In order to understand how it works, let us first take a look at what the Alligator indicator looks like on a chart.
- The green line is the 13-period smoothed moving average which is called the ‘Jaw’ of the Alligator.
- The red line is the 8-period smoothed moving average which is called the ‘Teeth’ of the Alligator
- The blue line is the 5-period smoothed moving average which is called the ‘Lips’ of the Alligator.
The idea behind this indicator is to sit back and observe when the market is in a consolidated range and enter the market as soon as it starts trending. The consolidated range is identified when you observe the 3 balance lines (jaw, teeth and lips) crossing each other which indicates a period of sideways movement. This is when the Alligator is sleeping (look at it as the calm before the storm). This is shown by the red line in the chart of XAUUSD (Gold) above.
The Alligator starts eating as soon as it wakes up, which is observed when the Green line (Jaw) > Red line (Teeth) > Blue line (Lips) for a bullish move. Likewise, when the Green line (Jaw) < Red line(Teeth) < Blue line (Lips), it is a bearish move. This can also be seen from the green line in the chart above. This is when the market switches to trending. It is also seen that the longer the consolidated range the stronger the trending move.
Now that we have understood how the Alligator indicator can be interpreted. Let us now see how a trade setup can be formed through this.
How do I use Alligator Indicator to execute trades?
As mentioned earlier, it is favored more for swing traders who prefer to hold on to positions for a longer duration. However, it can also be used for day trading on smaller time frames.
We will look at an example where we will first take a daily time frame to learn the directional bias i.e. the potential trending direction of the market. Once we have identified that, we will look for a trade position in favor of the direction.

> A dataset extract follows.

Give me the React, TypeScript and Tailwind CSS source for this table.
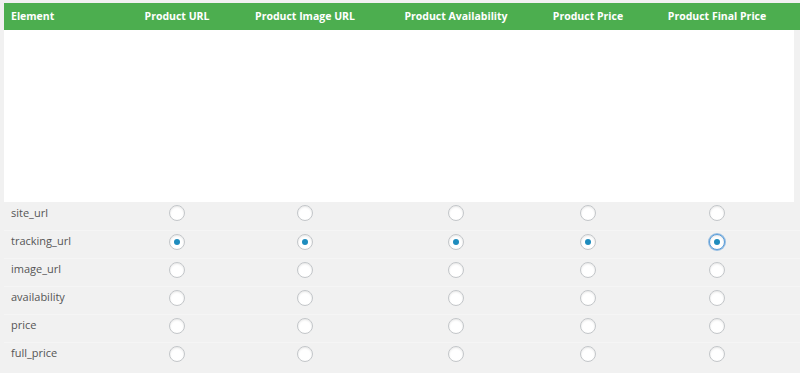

Below is the chart of EURUSD on the Daily time frame. Here from March 16th to May 27th, we noticed a consolidated phase where all 3 balance lines were crossing each other indicating a sideways movement for approximately 3 months. As it can be seen, after that period, the Alligator wakes up and starts a trending (bullish) move. Here we created our directional bias and look for buy/long entries.
Once the balance lines start getting further apart from each other, we can enter a buy position as shown in the chart below.
The first buy indicated is after you observe that the Alligator has woken up. This is observed by the balance lines going further apart from each other. You can move on to smaller time frames and enter when the price is retesting the balance lines as well. There is not one particular way for entry. It can vary from trader to trader based on what entry strategy they prefer. Here a buy position is taken as soon as the difference between the balance lines has grown bigger.
The Second buy is based on the retest of the price towards the ‘teeth’ of the Alligator for the continuation move. The first potential exit can be identified when the balance lines start joining each other which indicates an exhaustion in trend. Therefore, this can be seen as taking profit level. Second potential exit is also based on observing the balance lines joining together thus indicating an exhaustion in momentum.
Had the trade not worked out in your favor, you can exit your trade if the Jaw line crosses the Lips. This is indicated by the red line as a potential exit.
Be mindful that there is not one or fixed way of trading using any indicator. However, understanding how the Alligator indicator works can help the traders in identifying the long term direction of the market if it is analyzed on a daily or weekly timeframe. Subsequently, traders can use different tools on top of it to create confluences with other elements. Likewise, the same pattern can be observed in a bearish trend.
When you are trading at any prop firm or trading a live funded account, you should always practice good risk management. Have a stop loss, control your lot size and use what you feel comfortable trading. Traders must incorporate risk management no matter what strategy it is as that is the only way to see consistent profitability and growth in the long term.